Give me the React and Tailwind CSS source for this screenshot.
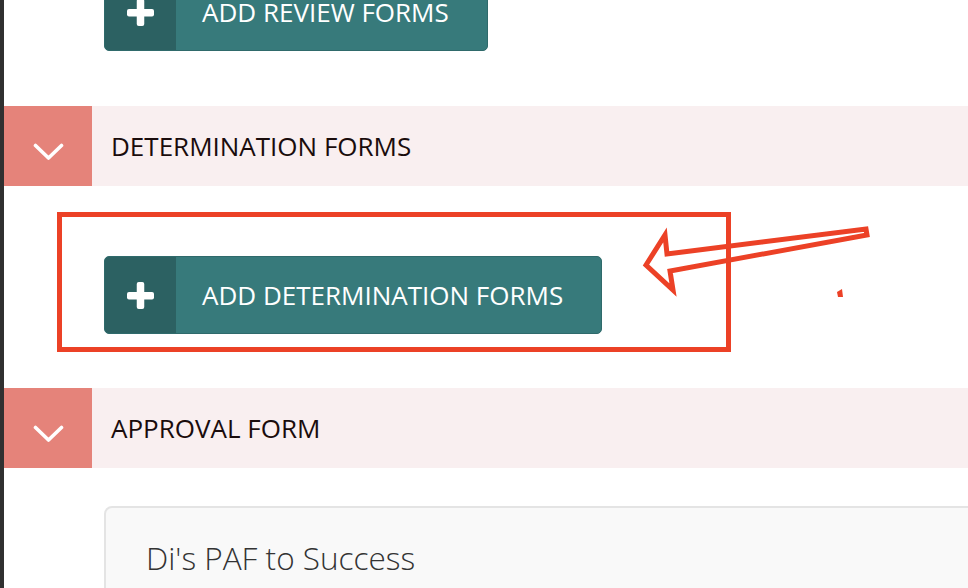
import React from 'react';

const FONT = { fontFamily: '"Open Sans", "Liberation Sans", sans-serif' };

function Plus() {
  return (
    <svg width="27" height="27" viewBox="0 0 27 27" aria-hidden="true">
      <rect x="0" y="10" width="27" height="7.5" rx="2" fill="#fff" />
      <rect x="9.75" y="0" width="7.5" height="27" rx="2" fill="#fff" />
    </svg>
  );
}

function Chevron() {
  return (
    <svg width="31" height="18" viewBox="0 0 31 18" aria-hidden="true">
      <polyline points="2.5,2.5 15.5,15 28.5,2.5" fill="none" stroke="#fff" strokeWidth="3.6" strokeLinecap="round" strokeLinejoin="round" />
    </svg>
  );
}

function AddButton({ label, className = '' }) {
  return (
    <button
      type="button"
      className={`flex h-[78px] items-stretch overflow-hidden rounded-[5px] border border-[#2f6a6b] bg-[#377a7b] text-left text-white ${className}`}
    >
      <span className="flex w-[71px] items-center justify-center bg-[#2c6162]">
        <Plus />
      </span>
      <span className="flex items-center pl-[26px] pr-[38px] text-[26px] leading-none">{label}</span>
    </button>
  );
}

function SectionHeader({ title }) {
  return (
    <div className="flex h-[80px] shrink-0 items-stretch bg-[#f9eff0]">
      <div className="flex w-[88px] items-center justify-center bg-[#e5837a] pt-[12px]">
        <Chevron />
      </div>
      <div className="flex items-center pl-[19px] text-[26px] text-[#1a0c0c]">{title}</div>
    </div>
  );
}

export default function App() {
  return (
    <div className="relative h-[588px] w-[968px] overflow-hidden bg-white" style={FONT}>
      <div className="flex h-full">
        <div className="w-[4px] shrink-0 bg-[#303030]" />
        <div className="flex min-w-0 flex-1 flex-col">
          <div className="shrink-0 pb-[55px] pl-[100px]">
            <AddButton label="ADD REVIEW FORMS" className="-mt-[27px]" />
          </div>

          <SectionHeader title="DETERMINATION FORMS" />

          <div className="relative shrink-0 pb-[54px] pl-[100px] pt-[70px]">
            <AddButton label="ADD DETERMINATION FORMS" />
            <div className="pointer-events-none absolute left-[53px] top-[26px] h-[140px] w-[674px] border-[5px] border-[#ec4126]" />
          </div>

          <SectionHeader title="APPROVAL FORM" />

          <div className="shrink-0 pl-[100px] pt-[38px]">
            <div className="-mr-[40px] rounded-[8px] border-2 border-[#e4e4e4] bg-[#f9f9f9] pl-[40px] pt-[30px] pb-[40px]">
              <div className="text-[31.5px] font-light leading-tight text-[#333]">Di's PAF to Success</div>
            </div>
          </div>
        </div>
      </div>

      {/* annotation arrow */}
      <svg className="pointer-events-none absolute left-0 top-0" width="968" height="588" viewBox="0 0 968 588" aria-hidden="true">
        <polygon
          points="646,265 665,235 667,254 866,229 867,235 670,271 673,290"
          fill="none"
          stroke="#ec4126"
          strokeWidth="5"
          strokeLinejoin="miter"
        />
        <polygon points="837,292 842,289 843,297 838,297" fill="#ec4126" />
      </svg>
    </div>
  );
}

------------------------------------------------------------

* _DESCRIPTION OF THE TASK_
From the data above, copy out every line with the string "React" in it.

* _TASK RESULT_
Give me the React and Tailwind CSS source for this screenshot.
import React from 'react';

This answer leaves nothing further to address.